7. Academic Excellence: I put this last because it the first thing most parents look at. Poorly performing schools cannot attract families who care about their children's education and have the resources to find other alternatives. In turn, these schools have difficulty raising performance level because the kids left behind are often the most difficult and expensive to educate. Thus begins a downward spiral of deteriorating performance and loss of motivated and involved kids and families. For many middle class families, college preparedness is important. We appear to have this notion that middle school or 9th or 10th graders have some notion about what they want to do with their life. So, we let kids decide NOT to get on the college track before they actually have to decide if they are going to college. Whether you go to college or not, there are simply things you should know and intellectual skills you should have. Every kid should be educated as if they were going to college. If they don't actually go, they will likely prove themselves to be highly trainable in a trade.

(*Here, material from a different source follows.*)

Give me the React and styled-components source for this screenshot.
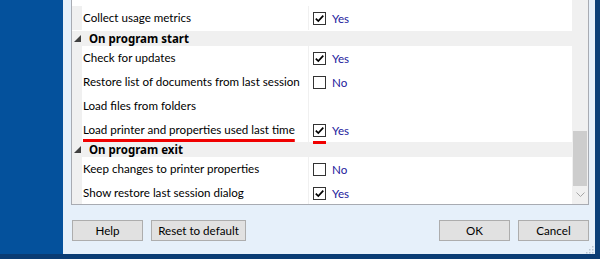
import React from 'react';
import styled, { createGlobalStyle } from 'styled-components';

const GlobalStyle = createGlobalStyle`
  html, body {
    margin: 0;
    padding: 0;
    background: #04519c;
  }
  body {
    font-family: Lato, "Noto Sans", Arial, sans-serif;
    font-size: 11.6px;
    color: #000;
  }
`;

const Screen = styled.div`
  width: 600px;
  height: 259px;
  display: grid;
  grid-template-columns: 63px 1fr 5px;
  grid-template-rows: 254px 5px;
  overflow: hidden;
`;

const DesktopBand = styled.div`
  background: #04519c;
`;

const EdgeRight = styled.div`
  background: #0b3f78;
`;

const EdgeBottom = styled.div`
  grid-column: 1 / -1;
  background: #0a3c74;
`;

const Dialog = styled.div`
  background: #e6f0fa;
  display: flex;
  flex-direction: column;
  padding: 0 6px 0 8px;
  min-width: 0;
`;

const Panel = styled.div`
  height: 204px;
  border: 1px solid #a8abb2;
  border-top: none;
  background: #fff;
  display: grid;
  grid-template-columns: 1fr 16px;
  overflow: hidden;
`;

const List = styled.div`
  padding-top: 6px;
  display: flex;
  flex-direction: column;
  overflow: hidden;
`;

const Row = styled.div`
  height: 24px;
  flex: none;
  display: grid;
  grid-template-columns: 10px 226px 1fr;
`;

const Gutter = styled.div`
  background: #f0f0f0;
`;

const Name = styled.div`
  display: flex;
  align-items: center;
  padding-left: 1px;
  white-space: nowrap;
  overflow: hidden;
  line-height: 16px;
`;

const Marked = styled.span`
  text-decoration: ${(p) => (p.$marked ? 'underline' : 'none')};
  text-decoration-color: #f00000;
  text-decoration-thickness: 3px;
  text-underline-offset: 5px;
  text-decoration-skip-ink: none;
`;

const Value = styled.div`
  border-left: 1px solid #f0f0f0;
  display: flex;
  align-items: center;
  padding-left: 4px;
  gap: 6px;
  color: #22209c;
`;

const Box = styled.span`
  position: relative;
  width: 11px;
  height: 11px;
  border: 1px solid #333;
  background: #fff;
  display: inline-flex;
  align-items: center;
  justify-content: center;
  margin-top: 1px;

  &::after {
    content: '';
    display: ${(p) => (p.$marked ? 'block' : 'none')};
    position: absolute;
    left: -1px;
    right: -1px;
    top: 16px;
    height: 3px;
    background: #f00000;
  }
`;

const Header = styled.div`
  height: 15px;
  flex: none;
  margin-top: ${(p) => (p.$first ? 1 : 0)}px;
  background: #f0f0f0;
  display: flex;
  align-items: center;
  font-family: "Noto Sans", Lato, sans-serif;
  font-size: 11.5px;
  font-weight: 700;
  line-height: 15px;
`;

const Caret = styled.svg`
  width: 7px;
  height: 7px;
  margin: 0 8px 0 2px;
  flex: none;
`;

const ScrollBar = styled.div`
  background: #f0f0f0;
  display: flex;
  flex-direction: column;
  align-items: center;
  padding-top: 131px;
`;

const Thumb = styled.div`
  width: 14px;
  height: 55px;
  background: #cdcdcd;
`;

const ArrowDown = styled.svg`
  width: 9px;
  height: 6px;
  margin-top: 6px;
`;

const Buttons = styled.div`
  display: flex;
  gap: 8px;
  margin-top: 15px;
  padding-left: 1px;
`;

const Spacer = styled.div`
  flex: 1;
`;

const Button = styled.button`
  width: ${(p) => p.$w || 71}px;
  height: 21px;
  padding: 0;
  background: #e1e1e1;
  border: 1px solid #adadad;
  font-family: inherit;
  font-size: 11.6px;
  color: #000;
  line-height: 18px;
`;

const Grip = styled.svg`
  align-self: flex-end;
  width: 10px;
  height: 10px;
  margin: 3px -5px 0 0;
`;

const Check = () => (
  <svg width="11" height="11" viewBox="0 0 11 11">
    <path d="M1.8 5.6 L4.3 8.1 L9.3 2.6" fill="none" stroke="#000" strokeWidth="1.7" />
  </svg>
);

const Prop = ({ name, value, marked }) => (
  <Row>
    <Gutter />
    <Name>
      <Marked $marked={marked}>{name}</Marked>
    </Name>
    <Value>
      {value !== undefined && (
        <>
          <Box $marked={marked}>{value && <Check />}</Box>
          <span>{value ? 'Yes' : 'No'}</span>
        </>
      )}
    </Value>
  </Row>
);

const Section = ({ title, first }) => (
  <Header $first={first}>
    <Caret viewBox="0 0 7 7">
      <polygon points="7,0 7,7 0,7" fill="#404040" />
    </Caret>
    {title}
  </Header>
);

export default function App() {
  return (
    <Screen>
      <GlobalStyle />
      <DesktopBand />
      <Dialog>
        <Panel>
          <List>
            <Prop name="Collect usage metrics" value={true} />
            <Section title="On program start" first />
            <Prop name="Check for updates" value={true} />
            <Prop name="Restore list of documents from last session" value={false} />
            <Prop name="Load files from folders" />
            <Prop name="Load printer and properties used last time" value={true} marked />
            <Section title="On program exit" />
            <Prop name="Keep changes to printer properties" value={false} />
            <Prop name="Show restore last session dialog" value={true} />
          </List>
          <ScrollBar>
            <Thumb />
            <ArrowDown viewBox="0 0 9 6">
              <polyline points="0.5,0.5 4.5,4.5 8.5,0.5" fill="none" stroke="#a6a6a6" strokeWidth="1" />
            </ArrowDown>
          </ScrollBar>
        </Panel>
        <Buttons>
          <Button>Help</Button>
          <Button $w={95}>Reset to default</Button>
          <Spacer />
          <Button>OK</Button>
          <Button>Cancel</Button>
        </Buttons>
        <Grip viewBox="0 0 10 10">
          {[
            [8, 2], [8, 5], [5, 5], [8, 8], [5, 8], [2, 8],
          ].map(([x, y]) => (
            <rect key={`${x}-${y}`} x={x} y={y} width="1.5" height="1.5" fill="#b8c4d0" />
          ))}
        </Grip>
      </Dialog>
      <EdgeRight />
      <EdgeBottom />
    </Screen>
  );
}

I kind of breezed by a discussion of the magnet school option. A lot of my constituents send their kids to magnets and several teach at them. Magnet schools prove how great public education can be. Our academic magnets provide an education second to nothing else in this city. The college entrance statistics on kids who graduate from Hume Fogg and MLK rival those of top college prep schools in this country. As one parent says "private school education at public school prices." Without magnets, much of the parent support that still exists for public education in Nashville will deteriorate further. But magnets, like private schools, skim the best teachers, students and families off the zoned schools and educate in a way that should be the norm, not the exception. Academic magnets are one of the few ways we keep a limited grip on middle class families. But for reasons I have never fully understood, we only offer this option to a limited number of families each year and force the rest to find other alternatives.